**The records**
* Begin *
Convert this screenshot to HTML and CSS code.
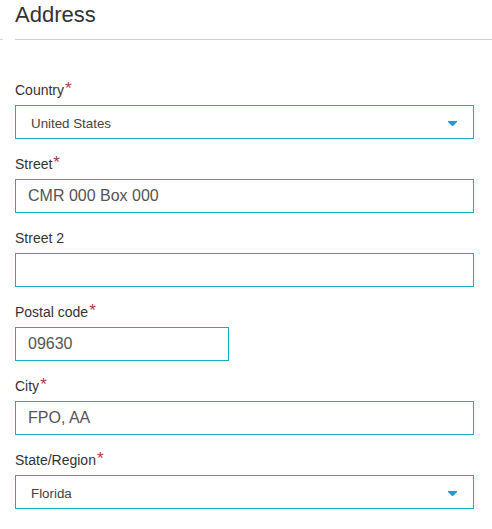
FILE: index.html
```html
<!DOCTYPE html>
<html lang="en">
<head>
<meta charset="utf-8">
<title>Address</title>
<link rel="stylesheet" href="styles.css">
</head>
<body>
<div class="page">
  <div class="head">
    <span class="stub"></span>
    <h2 class="title">Address</h2>
  </div>
  <form class="form">
    <div class="field">
      <label class="label">Country<span class="req">*</span></label>
      <div class="select">
        <span class="select-text">United States</span>
        <svg class="arrow" width="9" height="5" viewBox="0 0 9 5"><polygon points="0,0 9,0 9,1 5,5 4,5 0,1" fill="#1c9ddb"/></svg>
      </div>
    </div>
    <div class="field">
      <label class="label">Street<span class="req">*</span></label>
      <input class="input" type="text" value="CMR 000 Box 000">
    </div>
    <div class="field">
      <label class="label">Street 2</label>
      <input class="input" type="text" value="">
    </div>
    <div class="field">
      <label class="label">Postal code<span class="req">*</span></label>
      <input class="input input-short" type="text" value="09630">
    </div>
    <div class="field">
      <label class="label">City<span class="req">*</span></label>
      <input class="input" type="text" value="FPO, AA">
    </div>
    <div class="field">
      <label class="label">State/Region<span class="req">*</span></label>
      <div class="select">
        <span class="select-text">Florida</span>
        <svg class="arrow" width="9" height="5" viewBox="0 0 9 5"><polygon points="0,0 9,0 9,1 5,5 4,5 0,1" fill="#1c9ddb"/></svg>
      </div>
    </div>
  </form>
</div>
</body>
</html>
```

FILE: styles.css
```css
* { box-sizing: border-box; }
html, body { margin: 0; padding: 0; background: #fff; }
body {
  font-family: "Liberation Sans", Arial, sans-serif;
  color: #333;
  width: 492px;
}
.page { display: flex; flex-direction: column; }
.head {
  display: flex;
  align-items: flex-end;
  gap: 12px;
}
.stub {
  width: 3px;
  height: 1px;
  border-bottom: 1px solid #d4d4d4;
}
.title {
  flex: 1;
  margin: 0;
  padding: 2px 0 12px;
  font-size: 22px;
  line-height: 25px;
  font-weight: normal;
  color: #333;
  border-bottom: 1px solid #cfcfcf;
}
.form {
  display: flex;
  flex-direction: column;
  gap: 17px;
  padding: 42px 0 0 15px;
}
.field {
  display: flex;
  flex-direction: column;
  width: 459px;
}
.label {
  font-size: 14px;
  line-height: 17px;
  height: 17px;
  margin-bottom: 6px;
  color: #333;
}
.req {
  color: #b53848;
  font-size: 17px;
  line-height: 10px;
  margin-left: 1px;
  position: relative;
  top: -1px;
}
.input {
  width: 459px;
  height: 34px;
  border: 1px solid #16b0cd;
  border-radius: 0;
  padding: 0 12px;
  margin: 0;
  font-family: "Liberation Sans", Arial, sans-serif;
  font-size: 16px;
  color: #555;
  background: #fff;
  outline: none;
}
.input-short { width: 214px; }
.select {
  display: flex;
  align-items: center;
  justify-content: space-between;
  height: 34px;
  border: 1px solid #16b0cd;
  padding: 2px 16px 0 15px;
  background: #fff;
}
.select-text {
  font-size: 13.333px;
  color: #444;
}
.arrow { display: block; }
```
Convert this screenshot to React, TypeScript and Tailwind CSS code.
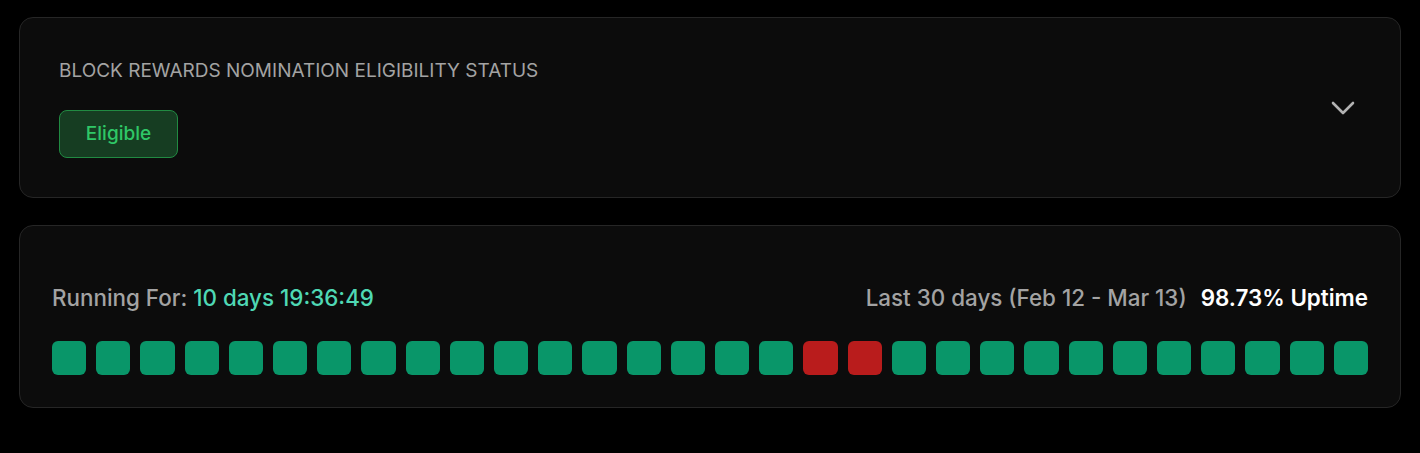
const days = Array.from({ length: 30 }, (_, i) => (i === 17 || i === 18 ? 'down' : 'up'));

function Chevron() {
  return (
    <svg width="24" height="14" viewBox="0 0 24 14" fill="none" className="text-[#b3b3b3]">
      <path d="M2 2l10 10L22 2" stroke="currentColor" strokeWidth="2.6" strokeLinecap="round" strokeLinejoin="round" />
    </svg>
  );
}

export default function App() {
  return (
    <div className="min-h-[453px] bg-black px-[19px] pt-[17px] font-['Inter',sans-serif]">
      {/* eligibility */}
      <div className="flex items-center justify-between rounded-[14px] border border-[#262626] bg-[#0c0c0c] pt-[39px] pb-[39px] pl-[39px] pr-[45px]">
        <div>
          <h3 className="text-[19px] leading-[27px] uppercase text-[#a3a3a3]">
            Block Rewards Nomination Eligibility Status
          </h3>
          <div className="mt-[26px] inline-flex h-[48px] w-[119px] items-center justify-center rounded-lg border border-[#218a42] bg-[#163d22] text-[19px] font-medium text-[#2fc767]">
            Eligible
          </div>
        </div>
        <Chevron />
      </div>

      {/* uptime */}
      <div className="mt-[27px] rounded-[14px] border border-[#262626] bg-[#0c0c0c] px-[32px] pt-[58px] pb-[32px]">
        <div className="flex items-center justify-between text-[22.4px] leading-[28px] font-medium">
          <div>
            <span className="text-[#a3a3a3]">Running For: </span>
            <span className="text-[#4fd8b4]">10 days 19:36:49</span>
          </div>
          <div className="flex gap-[14px]">
            <span className="text-[#a3a3a3]">Last 30 days (Feb 12 - Mar 13)</span>
            <span className="font-semibold text-white">98.73% Uptime</span>
          </div>
        </div>
        <div className="mt-[29px] flex justify-between gap-[10px]">
          {days.map((d, i) => (
            <div
              key={i}
              className={d === 'up' ? 'h-[34px] flex-1 rounded-[6px] bg-[#099669]' : 'h-[34px] flex-1 rounded-[6px] bg-[#b91c1c]'}
            />
          ))}
        </div>
      </div>
    </div>
  );
}
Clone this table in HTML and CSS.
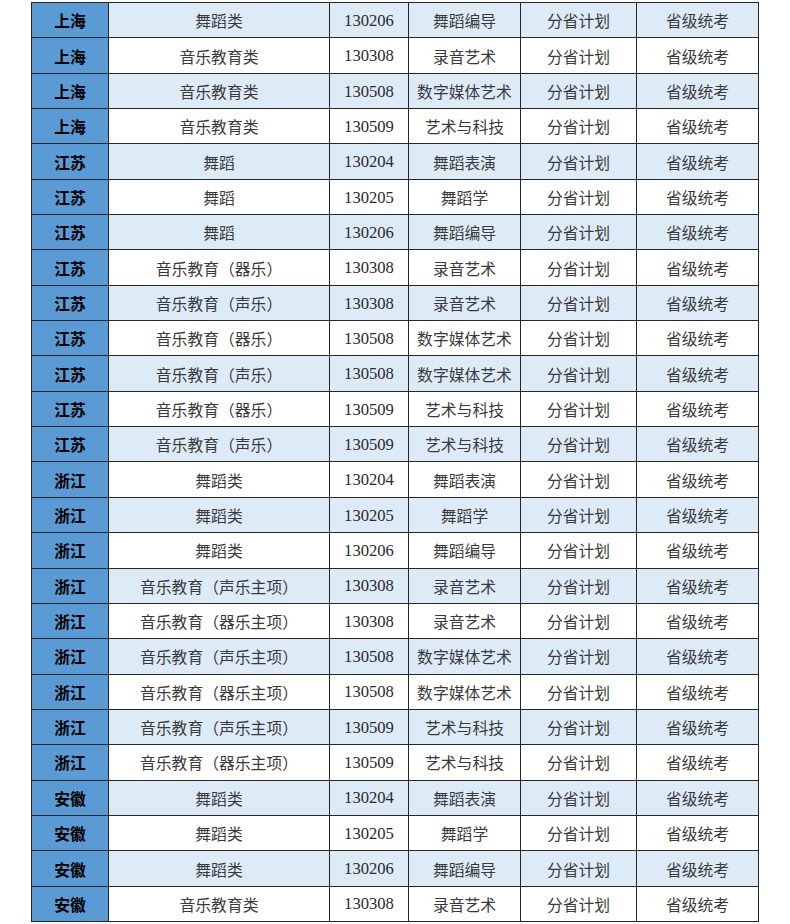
FILE: index.html
```html
<!DOCTYPE html>
<html lang="zh">
<head>
<meta charset="utf-8">
<link rel="stylesheet" href="styles.css">
</head>
<body>
<table class="grid">
<colgroup>
<col class="c1"><col class="c2"><col class="c3"><col class="c4"><col class="c5"><col class="c6">
</colgroup>
<tbody>
<tr class="alt"><td class="prov">上海</td><td>舞蹈类</td><td class="num">130206</td><td>舞蹈编导</td><td>分省计划</td><td>省级统考</td></tr>
<tr><td class="prov">上海</td><td>音乐教育类</td><td class="num">130308</td><td>录音艺术</td><td>分省计划</td><td>省级统考</td></tr>
<tr class="alt"><td class="prov">上海</td><td>音乐教育类</td><td class="num">130508</td><td>数字媒体艺术</td><td>分省计划</td><td>省级统考</td></tr>
<tr><td class="prov">上海</td><td>音乐教育类</td><td class="num">130509</td><td>艺术与科技</td><td>分省计划</td><td>省级统考</td></tr>
<tr class="alt"><td class="prov">江苏</td><td>舞蹈</td><td class="num">130204</td><td>舞蹈表演</td><td>分省计划</td><td>省级统考</td></tr>
<tr><td class="prov">江苏</td><td>舞蹈</td><td class="num">130205</td><td>舞蹈学</td><td>分省计划</td><td>省级统考</td></tr>
<tr class="alt"><td class="prov">江苏</td><td>舞蹈</td><td class="num">130206</td><td>舞蹈编导</td><td>分省计划</td><td>省级统考</td></tr>
<tr><td class="prov">江苏</td><td>音乐教育（器乐）</td><td class="num">130308</td><td>录音艺术</td><td>分省计划</td><td>省级统考</td></tr>
<tr class="alt"><td class="prov">江苏</td><td>音乐教育（声乐）</td><td class="num">130308</td><td>录音艺术</td><td>分省计划</td><td>省级统考</td></tr>
<tr><td class="prov">江苏</td><td>音乐教育（器乐）</td><td class="num">130508</td><td>数字媒体艺术</td><td>分省计划</td><td>省级统考</td></tr>
<tr class="alt"><td class="prov">江苏</td><td>音乐教育（声乐）</td><td class="num">130508</td><td>数字媒体艺术</td><td>分省计划</td><td>省级统考</td></tr>
<tr><td class="prov">江苏</td><td>音乐教育（器乐）</td><td class="num">130509</td><td>艺术与科技</td><td>分省计划</td><td>省级统考</td></tr>
<tr class="alt"><td class="prov">江苏</td><td>音乐教育（声乐）</td><td class="num">130509</td><td>艺术与科技</td><td>分省计划</td><td>省级统考</td></tr>
<tr><td class="prov">浙江</td><td>舞蹈类</td><td class="num">130204</td><td>舞蹈表演</td><td>分省计划</td><td>省级统考</td></tr>
<tr class="alt"><td class="prov">浙江</td><td>舞蹈类</td><td class="num">130205</td><td>舞蹈学</td><td>分省计划</td><td>省级统考</td></tr>
<tr><td class="prov">浙江</td><td>舞蹈类</td><td class="num">130206</td><td>舞蹈编导</td><td>分省计划</td><td>省级统考</td></tr>
<tr class="alt"><td class="prov">浙江</td><td>音乐教育（声乐主项）</td><td class="num">130308</td><td>录音艺术</td><td>分省计划</td><td>省级统考</td></tr>
<tr><td class="prov">浙江</td><td>音乐教育（器乐主项）</td><td class="num">130308</td><td>录音艺术</td><td>分省计划</td><td>省级统考</td></tr>
<tr class="alt"><td class="prov">浙江</td><td>音乐教育（声乐主项）</td><td class="num">130508</td><td>数字媒体艺术</td><td>分省计划</td><td>省级统考</td></tr>
<tr><td class="prov">浙江</td><td>音乐教育（器乐主项）</td><td class="num">130508</td><td>数字媒体艺术</td><td>分省计划</td><td>省级统考</td></tr>
<tr class="alt"><td class="prov">浙江</td><td>音乐教育（声乐主项）</td><td class="num">130509</td><td>艺术与科技</td><td>分省计划</td><td>省级统考</td></tr>
<tr><td class="prov">浙江</td><td>音乐教育（器乐主项）</td><td class="num">130509</td><td>艺术与科技</td><td>分省计划</td><td>省级统考</td></tr>
<tr class="alt"><td class="prov">安徽</td><td>舞蹈类</td><td class="num">130204</td><td>舞蹈表演</td><td>分省计划</td><td>省级统考</td></tr>
<tr><td class="prov">安徽</td><td>舞蹈类</td><td class="num">130205</td><td>舞蹈学</td><td>分省计划</td><td>省级统考</td></tr>
<tr class="alt"><td class="prov">安徽</td><td>舞蹈类</td><td class="num">130206</td><td>舞蹈编导</td><td>分省计划</td><td>省级统考</td></tr>
<tr><td class="prov">安徽</td><td>音乐教育类</td><td class="num">130308</td><td>录音艺术</td><td>分省计划</td><td>省级统考</td></tr>
</tbody>
</table>
</body>
</html>
```

FILE: styles.css
```css
html, body {
  margin: 0;
  padding: 0;
  background: #ffffff;
}
body {
  padding: 2px 0 0 31px;
  font-family: "Noto Sans CJK SC", "Noto Sans", sans-serif;
}
.grid {
  border-collapse: collapse;
  table-layout: fixed;
  width: 727px;
  font-size: 15.8px;
  color: #3a3a3a;
}
.c1 { width: 77px; }
.c2 { width: 221px; }
.c3 { width: 79px; }
.c4 { width: 112px; }
.c5 { width: 116px; }
.c6 { width: 122px; }
.grid tr {
  height: 35.35px;
}
.grid td {
  border: 1px solid #262626;
  padding: 2px 0 0;
  text-align: center;
  vertical-align: middle;
  line-height: 1;
  white-space: nowrap;
  background: #ffffff;
}
.grid tr.alt td {
  background: #ddebf7;
}
.grid td.prov,
.grid tr.alt td.prov {
  background: #5b9bd5;
  color: #000000;
  font-weight: bold;
}
.grid td.num {
  font-family: "Liberation Serif", "Times New Roman", serif;
  font-size: 16.6px;
  color: #2a2a2a;
}
```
* End *
Which lines in the data above contain "Convert"? Show each one.

**Exercise result**
Convert this screenshot to HTML and CSS code.
Convert this screenshot to React, TypeScript and Tailwind CSS code.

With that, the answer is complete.